Write out the listing below again, precisely as it is given.

Material provided:

↓

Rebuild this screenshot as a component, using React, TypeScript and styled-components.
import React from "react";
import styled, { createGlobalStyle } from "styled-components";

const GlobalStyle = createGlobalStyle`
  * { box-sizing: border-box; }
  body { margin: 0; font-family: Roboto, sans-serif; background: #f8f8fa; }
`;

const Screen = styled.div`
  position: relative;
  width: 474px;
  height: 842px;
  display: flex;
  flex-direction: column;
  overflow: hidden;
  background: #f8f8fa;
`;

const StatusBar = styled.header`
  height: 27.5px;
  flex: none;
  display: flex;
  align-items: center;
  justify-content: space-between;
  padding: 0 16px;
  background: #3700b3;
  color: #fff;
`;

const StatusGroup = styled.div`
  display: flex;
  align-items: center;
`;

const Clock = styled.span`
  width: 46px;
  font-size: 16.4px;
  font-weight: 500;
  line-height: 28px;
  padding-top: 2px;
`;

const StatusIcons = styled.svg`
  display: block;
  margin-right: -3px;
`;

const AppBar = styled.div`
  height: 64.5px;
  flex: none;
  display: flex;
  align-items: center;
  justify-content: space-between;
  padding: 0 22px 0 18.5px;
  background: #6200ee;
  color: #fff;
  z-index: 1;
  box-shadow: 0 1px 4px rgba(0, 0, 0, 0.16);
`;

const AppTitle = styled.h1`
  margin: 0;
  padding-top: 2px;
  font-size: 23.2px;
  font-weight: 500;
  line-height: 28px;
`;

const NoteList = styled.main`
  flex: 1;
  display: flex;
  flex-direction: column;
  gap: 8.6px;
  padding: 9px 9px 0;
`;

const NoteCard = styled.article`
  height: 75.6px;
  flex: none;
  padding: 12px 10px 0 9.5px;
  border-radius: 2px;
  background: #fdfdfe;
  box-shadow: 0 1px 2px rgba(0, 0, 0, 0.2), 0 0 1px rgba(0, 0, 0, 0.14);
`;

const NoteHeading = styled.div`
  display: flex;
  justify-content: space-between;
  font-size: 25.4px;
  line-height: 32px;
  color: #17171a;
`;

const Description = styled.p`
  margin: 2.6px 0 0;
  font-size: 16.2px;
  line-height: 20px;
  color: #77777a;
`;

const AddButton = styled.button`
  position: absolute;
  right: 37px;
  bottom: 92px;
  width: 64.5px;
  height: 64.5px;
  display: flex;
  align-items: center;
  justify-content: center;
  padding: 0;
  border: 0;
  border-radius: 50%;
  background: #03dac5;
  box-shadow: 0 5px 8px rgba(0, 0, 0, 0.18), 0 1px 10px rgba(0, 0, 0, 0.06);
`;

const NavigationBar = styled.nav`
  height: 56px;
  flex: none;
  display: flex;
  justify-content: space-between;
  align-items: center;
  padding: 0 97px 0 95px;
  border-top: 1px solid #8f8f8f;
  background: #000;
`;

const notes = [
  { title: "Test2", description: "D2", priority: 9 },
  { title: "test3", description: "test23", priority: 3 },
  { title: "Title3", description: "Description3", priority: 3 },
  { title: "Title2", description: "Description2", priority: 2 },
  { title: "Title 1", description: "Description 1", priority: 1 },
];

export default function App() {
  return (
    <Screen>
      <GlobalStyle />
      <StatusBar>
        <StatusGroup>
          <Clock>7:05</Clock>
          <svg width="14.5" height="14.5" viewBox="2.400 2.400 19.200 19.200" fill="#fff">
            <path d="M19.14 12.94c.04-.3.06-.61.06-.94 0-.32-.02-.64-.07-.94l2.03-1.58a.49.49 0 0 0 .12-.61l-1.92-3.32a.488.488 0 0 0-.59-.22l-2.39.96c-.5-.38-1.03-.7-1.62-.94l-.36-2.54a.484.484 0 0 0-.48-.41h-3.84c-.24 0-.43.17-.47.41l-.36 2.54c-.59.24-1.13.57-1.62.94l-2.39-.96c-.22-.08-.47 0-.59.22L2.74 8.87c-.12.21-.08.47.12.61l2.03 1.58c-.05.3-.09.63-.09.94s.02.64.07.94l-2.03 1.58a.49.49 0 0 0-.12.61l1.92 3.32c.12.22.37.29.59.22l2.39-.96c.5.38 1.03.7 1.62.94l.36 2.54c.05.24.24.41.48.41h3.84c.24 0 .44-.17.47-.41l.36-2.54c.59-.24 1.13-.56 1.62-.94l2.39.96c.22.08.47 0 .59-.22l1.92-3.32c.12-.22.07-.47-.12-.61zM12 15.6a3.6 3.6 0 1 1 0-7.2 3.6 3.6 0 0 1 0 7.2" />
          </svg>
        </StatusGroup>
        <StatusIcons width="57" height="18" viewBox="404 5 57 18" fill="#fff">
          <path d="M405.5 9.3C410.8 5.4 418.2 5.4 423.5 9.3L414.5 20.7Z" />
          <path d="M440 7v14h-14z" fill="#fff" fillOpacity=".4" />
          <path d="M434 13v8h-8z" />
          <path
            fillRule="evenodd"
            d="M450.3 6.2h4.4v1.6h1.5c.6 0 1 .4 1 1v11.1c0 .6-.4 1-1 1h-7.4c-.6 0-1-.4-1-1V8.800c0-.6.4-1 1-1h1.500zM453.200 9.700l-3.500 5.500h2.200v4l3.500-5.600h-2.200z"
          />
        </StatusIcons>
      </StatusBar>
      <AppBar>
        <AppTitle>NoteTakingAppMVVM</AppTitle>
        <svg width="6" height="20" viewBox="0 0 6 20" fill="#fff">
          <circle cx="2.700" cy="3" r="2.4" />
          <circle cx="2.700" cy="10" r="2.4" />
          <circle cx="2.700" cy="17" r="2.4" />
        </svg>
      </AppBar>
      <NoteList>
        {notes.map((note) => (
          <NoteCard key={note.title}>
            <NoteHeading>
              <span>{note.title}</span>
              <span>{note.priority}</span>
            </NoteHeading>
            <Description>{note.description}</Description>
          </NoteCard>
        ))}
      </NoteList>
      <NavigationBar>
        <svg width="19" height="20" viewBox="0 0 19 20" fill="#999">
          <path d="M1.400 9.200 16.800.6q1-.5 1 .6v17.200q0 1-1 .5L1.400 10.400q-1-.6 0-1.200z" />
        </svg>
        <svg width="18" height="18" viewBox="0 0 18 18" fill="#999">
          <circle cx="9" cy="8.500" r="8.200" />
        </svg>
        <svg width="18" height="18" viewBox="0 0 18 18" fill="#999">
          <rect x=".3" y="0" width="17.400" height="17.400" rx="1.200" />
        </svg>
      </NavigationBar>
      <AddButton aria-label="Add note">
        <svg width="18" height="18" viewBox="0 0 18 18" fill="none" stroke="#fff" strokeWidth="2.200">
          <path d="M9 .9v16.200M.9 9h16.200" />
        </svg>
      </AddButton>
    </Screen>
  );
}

↑

Exercise solution:
Rebuild this screenshot as a component, using React, TypeScript and styled-components.
import React from "react";
import styled, { createGlobalStyle } from "styled-components";

const GlobalStyle = createGlobalStyle`
  * { box-sizing: border-box; }
  body { margin: 0; font-family: Roboto, sans-serif; background: #f8f8fa; }
`;

const Screen = styled.div`
  position: relative;
  width: 474px;
  height: 842px;
  display: flex;
  flex-direction: column;
  overflow: hidden;
  background: #f8f8fa;
`;

const StatusBar = styled.header`
  height: 27.5px;
  flex: none;
  display: flex;
  align-items: center;
  justify-content: space-between;
  padding: 0 16px;
  background: #3700b3;
  color: #fff;
`;

const StatusGroup = styled.div`
  display: flex;
  align-items: center;
`;

const Clock = styled.span`
  width: 46px;
  font-size: 16.4px;
  font-weight: 500;
  line-height: 28px;
  padding-top: 2px;
`;

const StatusIcons = styled.svg`
  display: block;
  margin-right: -3px;
`;

const AppBar = styled.div`
  height: 64.5px;
  flex: none;
  display: flex;
  align-items: center;
  justify-content: space-between;
  padding: 0 22px 0 18.5px;
  background: #6200ee;
  color: #fff;
  z-index: 1;
  box-shadow: 0 1px 4px rgba(0, 0, 0, 0.16);
`;

const AppTitle = styled.h1`
  margin: 0;
  padding-top: 2px;
  font-size: 23.2px;
  font-weight: 500;
  line-height: 28px;
`;

const NoteList = styled.main`
  flex: 1;
  display: flex;
  flex-direction: column;
  gap: 8.6px;
  padding: 9px 9px 0;
`;

const NoteCard = styled.article`
  height: 75.6px;
  flex: none;
  padding: 12px 10px 0 9.5px;
  border-radius: 2px;
  background: #fdfdfe;
  box-shadow: 0 1px 2px rgba(0, 0, 0, 0.2), 0 0 1px rgba(0, 0, 0, 0.14);
`;

const NoteHeading = styled.div`
  display: flex;
  justify-content: space-between;
  font-size: 25.4px;
  line-height: 32px;
  color: #17171a;
`;

const Description = styled.p`
  margin: 2.6px 0 0;
  font-size: 16.2px;
  line-height: 20px;
  color: #77777a;
`;

const AddButton = styled.button`
  position: absolute;
  right: 37px;
  bottom: 92px;
  width: 64.5px;
  height: 64.5px;
  display: flex;
  align-items: center;
  justify-content: center;
  padding: 0;
  border: 0;
  border-radius: 50%;
  background: #03dac5;
  box-shadow: 0 5px 8px rgba(0, 0, 0, 0.18), 0 1px 10px rgba(0, 0, 0, 0.06);
`;

const NavigationBar = styled.nav`
  height: 56px;
  flex: none;
  display: flex;
  justify-content: space-between;
  align-items: center;
  padding: 0 97px 0 95px;
  border-top: 1px solid #8f8f8f;
  background: #000;
`;

const notes = [
  { title: "Test2", description: "D2", priority: 9 },
  { title: "test3", description: "test23", priority: 3 },
  { title: "Title3", description: "Description3", priority: 3 },
  { title: "Title2", description: "Description2", priority: 2 },
  { title: "Title 1", description: "Description 1", priority: 1 },
];

export default function App() {
  return (
    <Screen>
      <GlobalStyle />
      <StatusBar>
        <StatusGroup>
          <Clock>7:05</Clock>
          <svg width="14.5" height="14.5" viewBox="2.400 2.400 19.200 19.200" fill="#fff">
            <path d="M19.14 12.94c.04-.3.06-.61.06-.94 0-.32-.02-.64-.07-.94l2.03-1.58a.49.49 0 0 0 .12-.61l-1.92-3.32a.488.488 0 0 0-.59-.22l-2.39.96c-.5-.38-1.03-.7-1.62-.94l-.36-2.54a.484.484 0 0 0-.48-.41h-3.84c-.24 0-.43.17-.47.41l-.36 2.54c-.59.24-1.13.57-1.62.94l-2.39-.96c-.22-.08-.47 0-.59.22L2.74 8.87c-.12.21-.08.47.12.61l2.03 1.58c-.05.3-.09.63-.09.94s.02.64.07.94l-2.03 1.58a.49.49 0 0 0-.12.61l1.92 3.32c.12.22.37.29.59.22l2.39-.96c.5.38 1.03.7 1.62.94l.36 2.54c.05.24.24.41.48.41h3.84c.24 0 .44-.17.47-.41l.36-2.54c.59-.24 1.13-.56 1.62-.94l2.39.96c.22.08.47 0 .59-.22l1.92-3.32c.12-.22.07-.47-.12-.61zM12 15.6a3.6 3.6 0 1 1 0-7.2 3.6 3.6 0 0 1 0 7.2" />
          </svg>
        </StatusGroup>
        <StatusIcons width="57" height="18" viewBox="404 5 57 18" fill="#fff">
          <path d="M405.5 9.3C410.8 5.4 418.2 5.4 423.5 9.3L414.5 20.7Z" />
          <path d="M440 7v14h-14z" fill="#fff" fillOpacity=".4" />
          <path d="M434 13v8h-8z" />
          <path
            fillRule="evenodd"
            d="M450.3 6.2h4.4v1.6h1.5c.6 0 1 .4 1 1v11.1c0 .6-.4 1-1 1h-7.4c-.6 0-1-.4-1-1V8.800c0-.6.4-1 1-1h1.500zM453.200 9.700l-3.500 5.500h2.200v4l3.500-5.600h-2.200z"
          />
        </StatusIcons>
      </StatusBar>
      <AppBar>
        <AppTitle>NoteTakingAppMVVM</AppTitle>
        <svg width="6" height="20" viewBox="0 0 6 20" fill="#fff">
          <circle cx="2.700" cy="3" r="2.4" />
          <circle cx="2.700" cy="10" r="2.4" />
          <circle cx="2.700" cy="17" r="2.4" />
        </svg>
      </AppBar>
      <NoteList>
        {notes.map((note) => (
          <NoteCard key={note.title}>
            <NoteHeading>
              <span>{note.title}</span>
              <span>{note.priority}</span>
            </NoteHeading>
            <Description>{note.description}</Description>
          </NoteCard>
        ))}
      </NoteList>
      <NavigationBar>
        <svg width="19" height="20" viewBox="0 0 19 20" fill="#999">
          <path d="M1.400 9.200 16.800.6q1-.5 1 .6v17.200q0 1-1 .5L1.400 10.400q-1-.6 0-1.200z" />
        </svg>
        <svg width="18" height="18" viewBox="0 0 18 18" fill="#999">
          <circle cx="9" cy="8.500" r="8.200" />
        </svg>
        <svg width="18" height="18" viewBox="0 0 18 18" fill="#999">
          <rect x=".3" y="0" width="17.400" height="17.400" rx="1.200" />
        </svg>
      </NavigationBar>
      <AddButton aria-label="Add note">
        <svg width="18" height="18" viewBox="0 0 18 18" fill="none" stroke="#fff" strokeWidth="2.200">
          <path d="M9 .9v16.200M.9 9h16.200" />
        </svg>
      </AddButton>
    </Screen>
  );
}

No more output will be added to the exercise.